Transcribe the full listing exactly, and drop every picture.

TASK INPUTS start

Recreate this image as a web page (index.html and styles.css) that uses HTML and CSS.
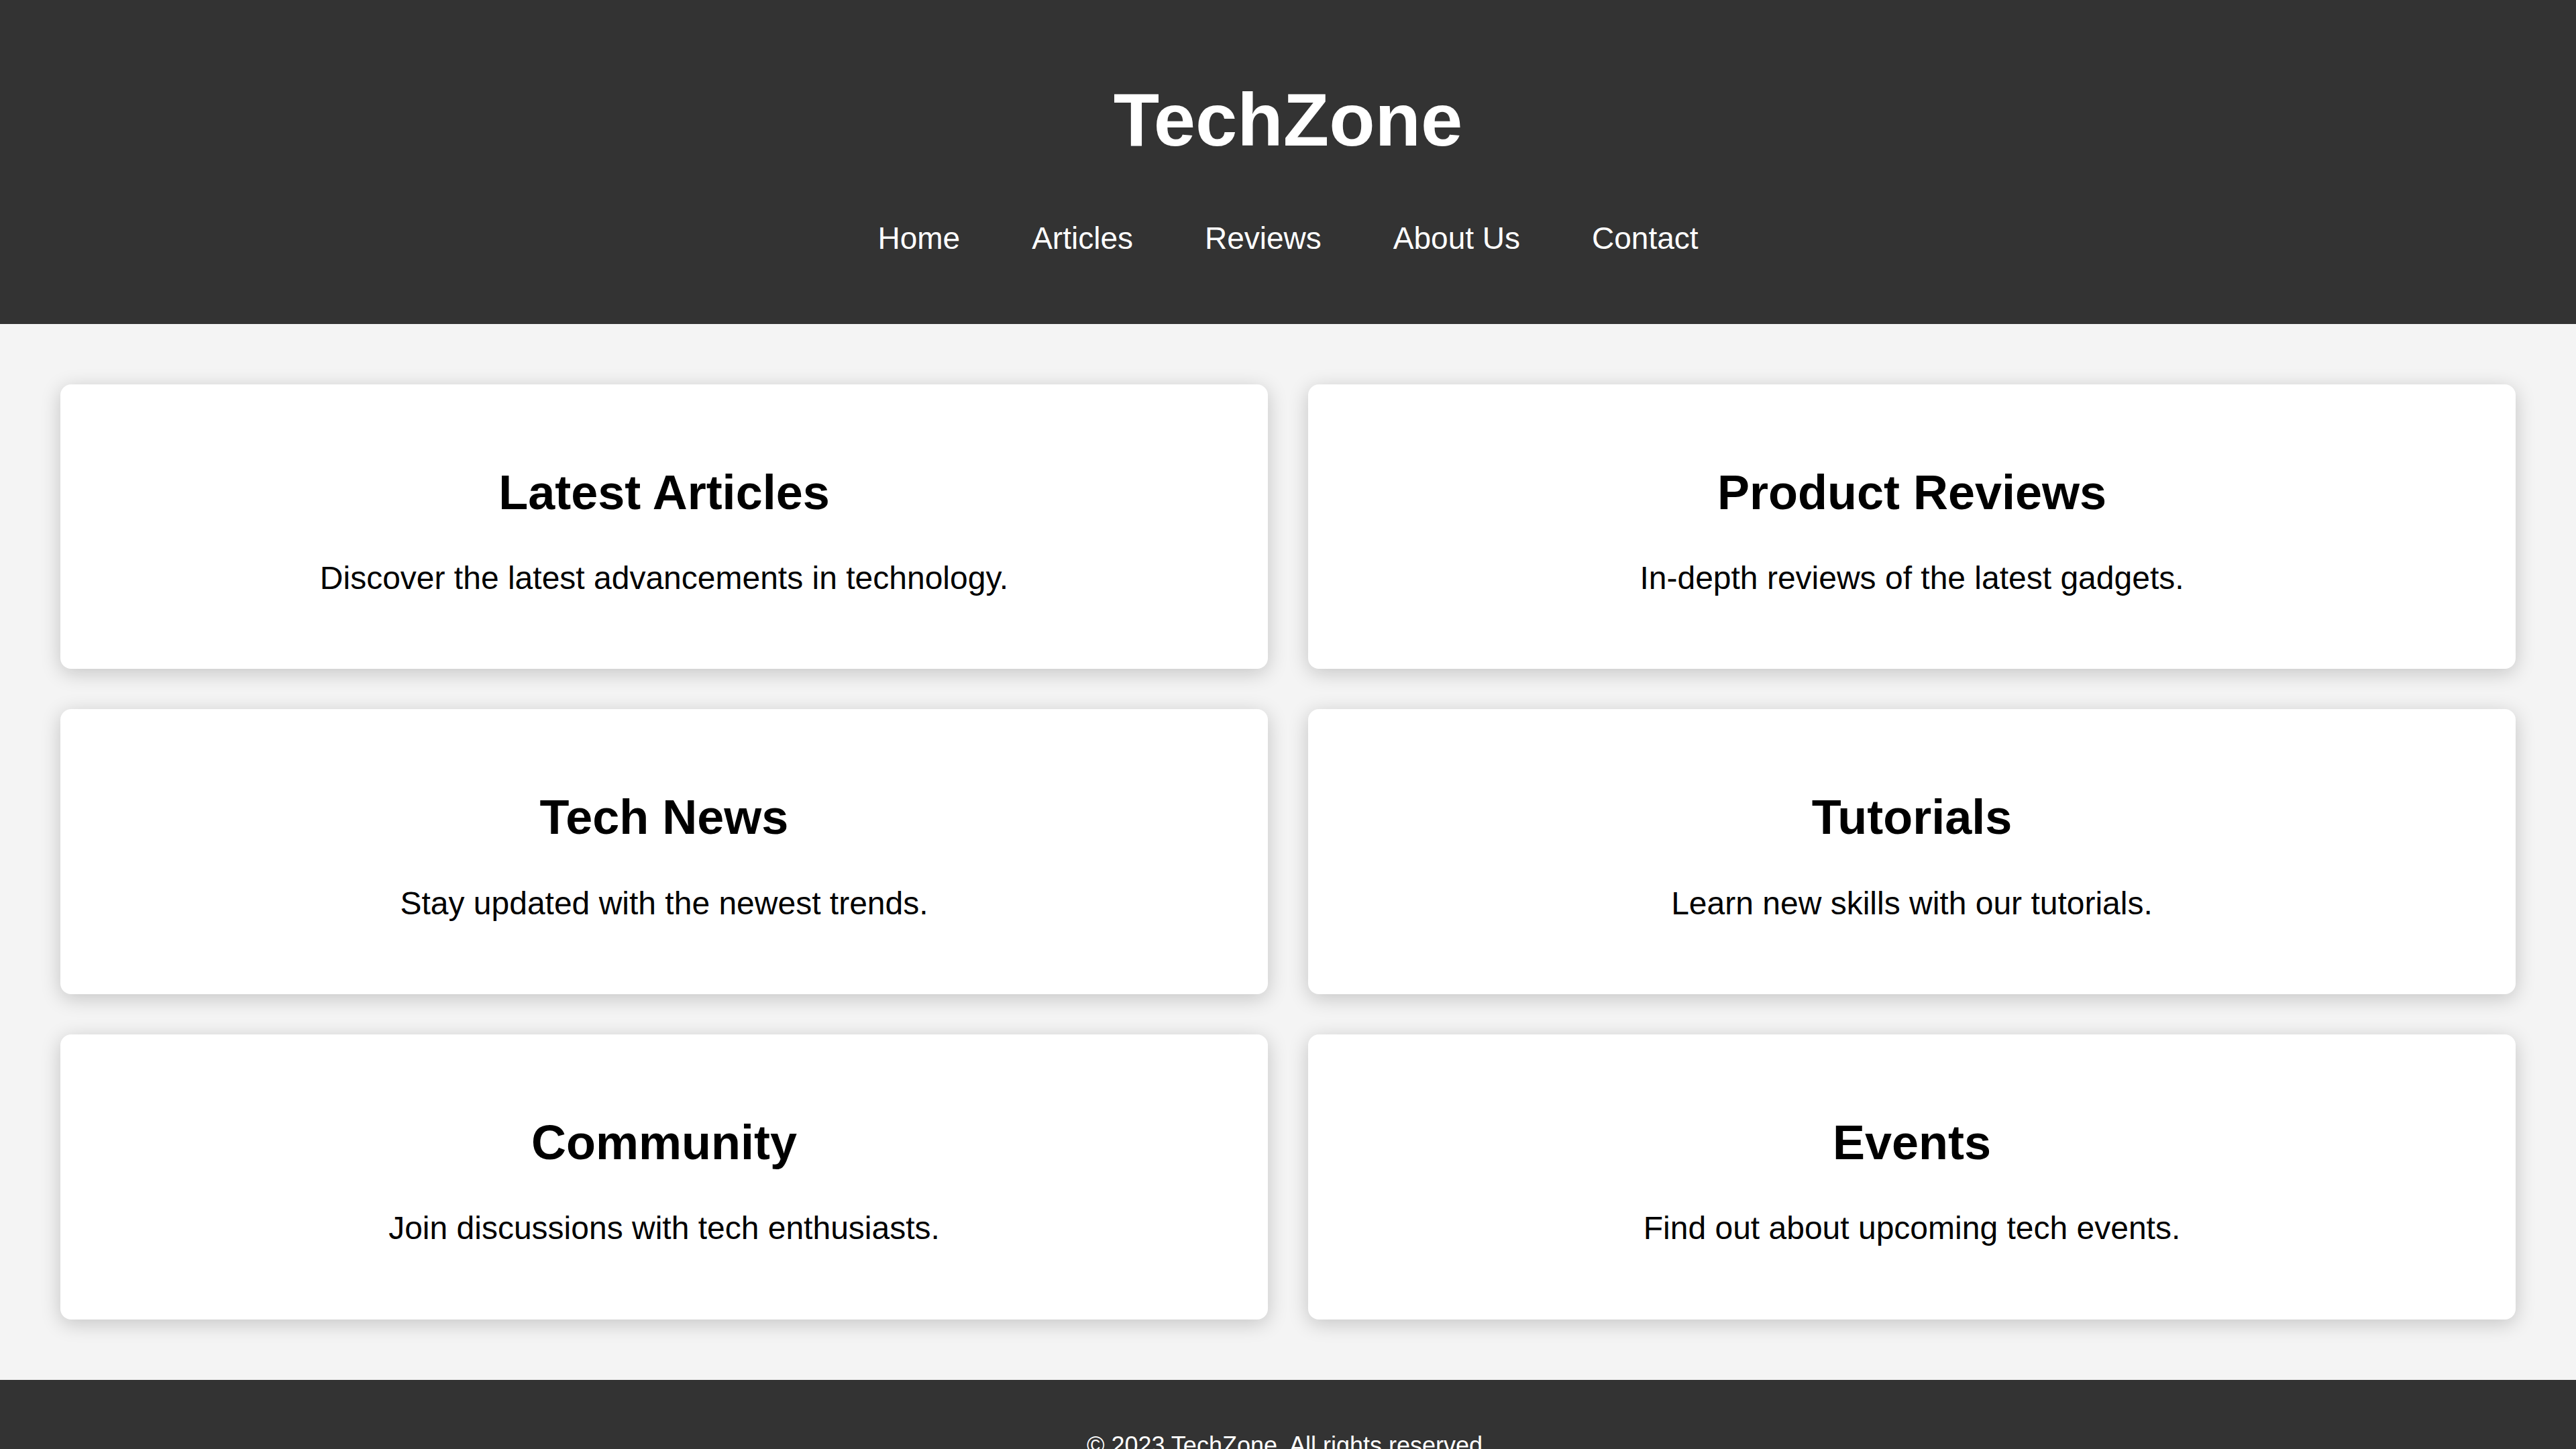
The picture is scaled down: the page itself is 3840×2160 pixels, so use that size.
FILE: index.html
```html
<!DOCTYPE html>
<html lang="en">
<head>
<meta charset="utf-8">
<title>TechZone</title>
<link rel="stylesheet" href="styles.css">
</head>
<body>
<header class="site-header">
  <h1 class="logo">TechZone</h1>
  <nav class="nav">
    <ul class="nav-list">
      <li><a href="#">Home</a></li>
      <li><a href="#">Articles</a></li>
      <li><a href="#">Reviews</a></li>
      <li><a href="#">About Us</a></li>
      <li><a href="#">Contact</a></li>
    </ul>
  </nav>
</header>
<main class="content">
  <section class="card">
    <h2>Latest Articles</h2>
    <p>Discover the latest advancements in technology.</p>
  </section>
  <section class="card">
    <h2>Product Reviews</h2>
    <p>In-depth reviews of the latest gadgets.</p>
  </section>
  <section class="card">
    <h2>Tech News</h2>
    <p>Stay updated with the newest trends.</p>
  </section>
  <section class="card">
    <h2>Tutorials</h2>
    <p>Learn new skills with our tutorials.</p>
  </section>
  <section class="card">
    <h2>Community</h2>
    <p>Join discussions with tech enthusiasts.</p>
  </section>
  <section class="card">
    <h2>Events</h2>
    <p>Find out about upcoming tech events.</p>
  </section>
</main>
<footer class="site-footer">
  <p>&copy; 2023 TechZone. All rights reserved.</p>
</footer>
</body>
</html>
```
FILE: styles.css
```css
* { box-sizing: border-box; }

body {
  margin: 0;
  background: #f4f4f4;
  font-family: "Liberation Sans", Arial, Helvetica, sans-serif;
  color: #000;
  line-height: 1.15;
}

.site-header {
  background: #333333;
  color: #fff;
  text-align: center;
  padding: 115px 0 101px;
}

.logo {
  margin: 0 0 85px;
  font-size: 112px;
  font-weight: bold;
  line-height: 1.15;
}

.nav-list {
  list-style: none;
  margin: 0;
  padding: 0;
  display: flex;
  justify-content: center;
  gap: 107px;
  font-size: 46px;
}

.nav-list a {
  color: #fff;
  text-decoration: none;
}

.content {
  padding: 90px;
  display: grid;
  grid-template-columns: 1fr 1fr;
  gap: 60px;
}

.card {
  background: #fff;
  border-radius: 16px;
  padding: 60px;
  text-align: center;
  box-shadow: 0 6px 30px rgba(0, 0, 0, 0.2);
}

.card h2 {
  margin: 60px 0;
  font-size: 72px;
  font-weight: bold;
  line-height: 1.14;
}

.card p {
  margin: 48px 0;
  font-size: 48px;
  line-height: 1.14;
}

.site-footer {
  background: #333333;
  color: #fff;
  text-align: center;
  padding: 41px 0 40px;
}

.site-footer p {
  margin: 36px 0;
  font-size: 36px;
}
```
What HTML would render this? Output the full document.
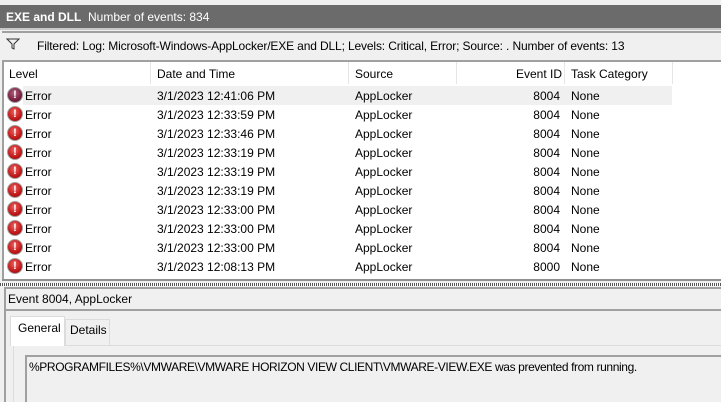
<!DOCTYPE html>
<html><head><style>
*{margin:0;padding:0;box-sizing:border-box}
body{width:721px;height:402px;overflow:hidden;background:#f0f0f0;font-family:"Liberation Sans",sans-serif;font-size:12px;color:#000;position:relative}
.a{position:absolute;white-space:nowrap}
.ic{position:absolute;left:7px;width:16px;height:16px;border-radius:50%;background:radial-gradient(circle at 45% 35%,#f06060,#c01818 60%,#8a0a0a);border:1px solid #a0a0a0;color:#fff;font-weight:bold;font-size:11px;line-height:14px;text-align:center}
.ic.s{background:radial-gradient(circle at 45% 35%,#b06080,#7a2040 60%,#501030)}
</style></head><body>
<div class="a" style="left:0;top:5px;width:721px;height:23px;background:#6b6b6b"></div>
<div class="a" style="left:6px;top:10px;color:#fff;font-weight:bold">EXE and DLL</div>
<div class="a" style="left:88px;top:10px;color:#fff">Number of events: 834</div>
<div class="a" style="left:0;top:28px;width:721px;height:2px;background:#c8c8c8"></div>
<div class="a" style="left:2px;top:31px;width:719px;height:2px;background:#a0a0a0"></div>
<svg class="a" style="left:6px;top:38px" width="14" height="12"><path d="M1 1H13L8 6V11L6 10V6Z" fill="none" stroke="#333" stroke-width="1"/></svg>
<div class="a" style="left:37px;top:39px;letter-spacing:-0.14px">Filtered: Log: Microsoft-Windows-AppLocker/EXE and DLL; Levels: Critical, Error; Source: . Number of events: 13</div>
<div class="a" style="left:2px;top:60px;width:719px;height:2px;background:#a0a0a0"></div>
<div class="a" style="left:2px;top:62px;width:719px;height:217px;background:#fff;border-left:2px solid #a0a0a0"></div>
<div class="a" style="left:150px;top:62px;width:1px;height:22px;background:#e5e5e5"></div>
<div class="a" style="left:348px;top:62px;width:1px;height:22px;background:#e5e5e5"></div>
<div class="a" style="left:456px;top:62px;width:1px;height:22px;background:#e5e5e5"></div>
<div class="a" style="left:564px;top:62px;width:1px;height:22px;background:#e5e5e5"></div>
<div class="a" style="left:672px;top:62px;width:1px;height:22px;background:#e5e5e5"></div>
<div class="a" style="left:9px;top:67px">Level</div>
<div class="a" style="left:157px;top:67px">Date and Time</div>
<div class="a" style="left:355px;top:67px">Source</div>
<div class="a" style="left:516px;top:67px">Event ID</div>
<div class="a" style="left:571px;top:67px">Task Category</div>
<div class="a" style="left:23px;top:86px;width:649px;height:19px;background:#f0f0f0"></div>
<div id="rows"></div>
<script>
var d=["12:41:06","12:33:59","12:33:46","12:33:19","12:33:19","12:33:19","12:33:00","12:33:00","12:33:00","12:08:13"];
var h="";for(var i=0;i<10;i++){var y=86+i*19;
h+='<div class="ic'+(i==0?' s':'')+'" style="top:'+(y+1)+'px">!</div><div class="a" style="left:25px;top:'+(y+3)+'px">Error</div><div class="a" style="left:157px;top:'+(y+3)+'px">3/1/2023 '+d[i]+' PM</div><div class="a" style="left:355px;top:'+(y+3)+'px">AppLocker</div><div class="a" style="left:520px;top:'+(y+3)+'px;width:40px;text-align:right">'+(i==9?'8000':'8004')+'</div><div class="a" style="left:571px;top:'+(y+3)+'px">None</div>';}
document.getElementById('rows').innerHTML=h;
</script>
<div class="a" style="left:2px;top:279px;width:719px;height:2px;background:#909090"></div>
<div class="a" style="left:0;top:283px;width:721px;height:3px;background:repeating-linear-gradient(90deg,#555 0 1px,#fff 1px 2px)"></div>
<div class="a" style="left:4px;top:287px;width:717px;height:115px;border-left:2px solid #a0a0a0;border-top:2px solid #a0a0a0"></div>
<div class="a" style="left:8px;top:292px">Event 8004, AppLocker</div>
<div class="a" style="left:6px;top:309px;width:715px;height:2px;background:#a0a0a0"></div>
<div class="a" style="left:13px;top:345px;width:708px;height:1px;background:#dcdcdc"></div>
<div class="a" style="left:13px;top:345px;width:1px;height:57px;background:#dcdcdc"></div>
<div class="a" style="left:10px;top:316px;width:55px;height:30px;background:#fff;border:1px solid #dcdcdc;border-bottom:none"></div>
<div class="a" style="left:18px;top:321px">General</div>
<div class="a" style="left:65px;top:319px;width:45px;height:26px;background:#f0f0f0;border:1px solid #dcdcdc;border-bottom:none"></div>
<div class="a" style="left:70px;top:323px">Details</div>
<div class="a" style="left:25px;top:355px;width:696px;height:47px;border-left:2px solid #a0a0a0;border-top:2px solid #a0a0a0"></div>
<div class="a" style="left:29px;top:360px;letter-spacing:-0.38px">%PROGRAMFILES%\VMWARE\VMWARE HORIZON VIEW CLIENT\VMWARE-VIEW.EXE was prevented from running.</div>
</body></html>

TASK INPUTS end

ANSWER TO THIS TASK
Recreate this image as a web page (index.html and styles.css) that uses HTML and CSS.
The picture is scaled down: the page itself is 3840×2160 pixels, so use that size.
FILE: index.html
```html
<!DOCTYPE html>
<html lang="en">
<head>
<meta charset="utf-8">
<title>TechZone</title>
<link rel="stylesheet" href="styles.css">
</head>
<body>
<header class="site-header">
  <h1 class="logo">TechZone</h1>
  <nav class="nav">
    <ul class="nav-list">
      <li><a href="#">Home</a></li>
      <li><a href="#">Articles</a></li>
      <li><a href="#">Reviews</a></li>
      <li><a href="#">About Us</a></li>
      <li><a href="#">Contact</a></li>
    </ul>
  </nav>
</header>
<main class="content">
  <section class="card">
    <h2>Latest Articles</h2>
    <p>Discover the latest advancements in technology.</p>
  </section>
  <section class="card">
    <h2>Product Reviews</h2>
    <p>In-depth reviews of the latest gadgets.</p>
  </section>
  <section class="card">
    <h2>Tech News</h2>
    <p>Stay updated with the newest trends.</p>
  </section>
  <section class="card">
    <h2>Tutorials</h2>
    <p>Learn new skills with our tutorials.</p>
  </section>
  <section class="card">
    <h2>Community</h2>
    <p>Join discussions with tech enthusiasts.</p>
  </section>
  <section class="card">
    <h2>Events</h2>
    <p>Find out about upcoming tech events.</p>
  </section>
</main>
<footer class="site-footer">
  <p>&copy; 2023 TechZone. All rights reserved.</p>
</footer>
</body>
</html>
```
FILE: styles.css
```css
* { box-sizing: border-box; }

body {
  margin: 0;
  background: #f4f4f4;
  font-family: "Liberation Sans", Arial, Helvetica, sans-serif;
  color: #000;
  line-height: 1.15;
}

.site-header {
  background: #333333;
  color: #fff;
  text-align: center;
  padding: 115px 0 101px;
}

.logo {
  margin: 0 0 85px;
  font-size: 112px;
  font-weight: bold;
  line-height: 1.15;
}

.nav-list {
  list-style: none;
  margin: 0;
  padding: 0;
  display: flex;
  justify-content: center;
  gap: 107px;
  font-size: 46px;
}

.nav-list a {
  color: #fff;
  text-decoration: none;
}

.content {
  padding: 90px;
  display: grid;
  grid-template-columns: 1fr 1fr;
  gap: 60px;
}

.card {
  background: #fff;
  border-radius: 16px;
  padding: 60px;
  text-align: center;
  box-shadow: 0 6px 30px rgba(0, 0, 0, 0.2);
}

.card h2 {
  margin: 60px 0;
  font-size: 72px;
  font-weight: bold;
  line-height: 1.14;
}

.card p {
  margin: 48px 0;
  font-size: 48px;
  line-height: 1.14;
}

.site-footer {
  background: #333333;
  color: #fff;
  text-align: center;
  padding: 41px 0 40px;
}

.site-footer p {
  margin: 36px 0;
  font-size: 36px;
}
```
What HTML would render this? Output the full document.
<!DOCTYPE html>
<html><head><style>
*{margin:0;padding:0;box-sizing:border-box}
body{width:721px;height:402px;overflow:hidden;background:#f0f0f0;font-family:"Liberation Sans",sans-serif;font-size:12px;color:#000;position:relative}
.a{position:absolute;white-space:nowrap}
.ic{position:absolute;left:7px;width:16px;height:16px;border-radius:50%;background:radial-gradient(circle at 45% 35%,#f06060,#c01818 60%,#8a0a0a);border:1px solid #a0a0a0;color:#fff;font-weight:bold;font-size:11px;line-height:14px;text-align:center}
.ic.s{background:radial-gradient(circle at 45% 35%,#b06080,#7a2040 60%,#501030)}
</style></head><body>
<div class="a" style="left:0;top:5px;width:721px;height:23px;background:#6b6b6b"></div>
<div class="a" style="left:6px;top:10px;color:#fff;font-weight:bold">EXE and DLL</div>
<div class="a" style="left:88px;top:10px;color:#fff">Number of events: 834</div>
<div class="a" style="left:0;top:28px;width:721px;height:2px;background:#c8c8c8"></div>
<div class="a" style="left:2px;top:31px;width:719px;height:2px;background:#a0a0a0"></div>
<svg class="a" style="left:6px;top:38px" width="14" height="12"><path d="M1 1H13L8 6V11L6 10V6Z" fill="none" stroke="#333" stroke-width="1"/></svg>
<div class="a" style="left:37px;top:39px;letter-spacing:-0.14px">Filtered: Log: Microsoft-Windows-AppLocker/EXE and DLL; Levels: Critical, Error; Source: . Number of events: 13</div>
<div class="a" style="left:2px;top:60px;width:719px;height:2px;background:#a0a0a0"></div>
<div class="a" style="left:2px;top:62px;width:719px;height:217px;background:#fff;border-left:2px solid #a0a0a0"></div>
<div class="a" style="left:150px;top:62px;width:1px;height:22px;background:#e5e5e5"></div>
<div class="a" style="left:348px;top:62px;width:1px;height:22px;background:#e5e5e5"></div>
<div class="a" style="left:456px;top:62px;width:1px;height:22px;background:#e5e5e5"></div>
<div class="a" style="left:564px;top:62px;width:1px;height:22px;background:#e5e5e5"></div>
<div class="a" style="left:672px;top:62px;width:1px;height:22px;background:#e5e5e5"></div>
<div class="a" style="left:9px;top:67px">Level</div>
<div class="a" style="left:157px;top:67px">Date and Time</div>
<div class="a" style="left:355px;top:67px">Source</div>
<div class="a" style="left:516px;top:67px">Event ID</div>
<div class="a" style="left:571px;top:67px">Task Category</div>
<div class="a" style="left:23px;top:86px;width:649px;height:19px;background:#f0f0f0"></div>
<div id="rows"></div>
<script>
var d=["12:41:06","12:33:59","12:33:46","12:33:19","12:33:19","12:33:19","12:33:00","12:33:00","12:33:00","12:08:13"];
var h="";for(var i=0;i<10;i++){var y=86+i*19;
h+='<div class="ic'+(i==0?' s':'')+'" style="top:'+(y+1)+'px">!</div><div class="a" style="left:25px;top:'+(y+3)+'px">Error</div><div class="a" style="left:157px;top:'+(y+3)+'px">3/1/2023 '+d[i]+' PM</div><div class="a" style="left:355px;top:'+(y+3)+'px">AppLocker</div><div class="a" style="left:520px;top:'+(y+3)+'px;width:40px;text-align:right">'+(i==9?'8000':'8004')+'</div><div class="a" style="left:571px;top:'+(y+3)+'px">None</div>';}
document.getElementById('rows').innerHTML=h;
</script>
<div class="a" style="left:2px;top:279px;width:719px;height:2px;background:#909090"></div>
<div class="a" style="left:0;top:283px;width:721px;height:3px;background:repeating-linear-gradient(90deg,#555 0 1px,#fff 1px 2px)"></div>
<div class="a" style="left:4px;top:287px;width:717px;height:115px;border-left:2px solid #a0a0a0;border-top:2px solid #a0a0a0"></div>
<div class="a" style="left:8px;top:292px">Event 8004, AppLocker</div>
<div class="a" style="left:6px;top:309px;width:715px;height:2px;background:#a0a0a0"></div>
<div class="a" style="left:13px;top:345px;width:708px;height:1px;background:#dcdcdc"></div>
<div class="a" style="left:13px;top:345px;width:1px;height:57px;background:#dcdcdc"></div>
<div class="a" style="left:10px;top:316px;width:55px;height:30px;background:#fff;border:1px solid #dcdcdc;border-bottom:none"></div>
<div class="a" style="left:18px;top:321px">General</div>
<div class="a" style="left:65px;top:319px;width:45px;height:26px;background:#f0f0f0;border:1px solid #dcdcdc;border-bottom:none"></div>
<div class="a" style="left:70px;top:323px">Details</div>
<div class="a" style="left:25px;top:355px;width:696px;height:47px;border-left:2px solid #a0a0a0;border-top:2px solid #a0a0a0"></div>
<div class="a" style="left:29px;top:360px;letter-spacing:-0.38px">%PROGRAMFILES%\VMWARE\VMWARE HORIZON VIEW CLIENT\VMWARE-VIEW.EXE was prevented from running.</div>
</body></html>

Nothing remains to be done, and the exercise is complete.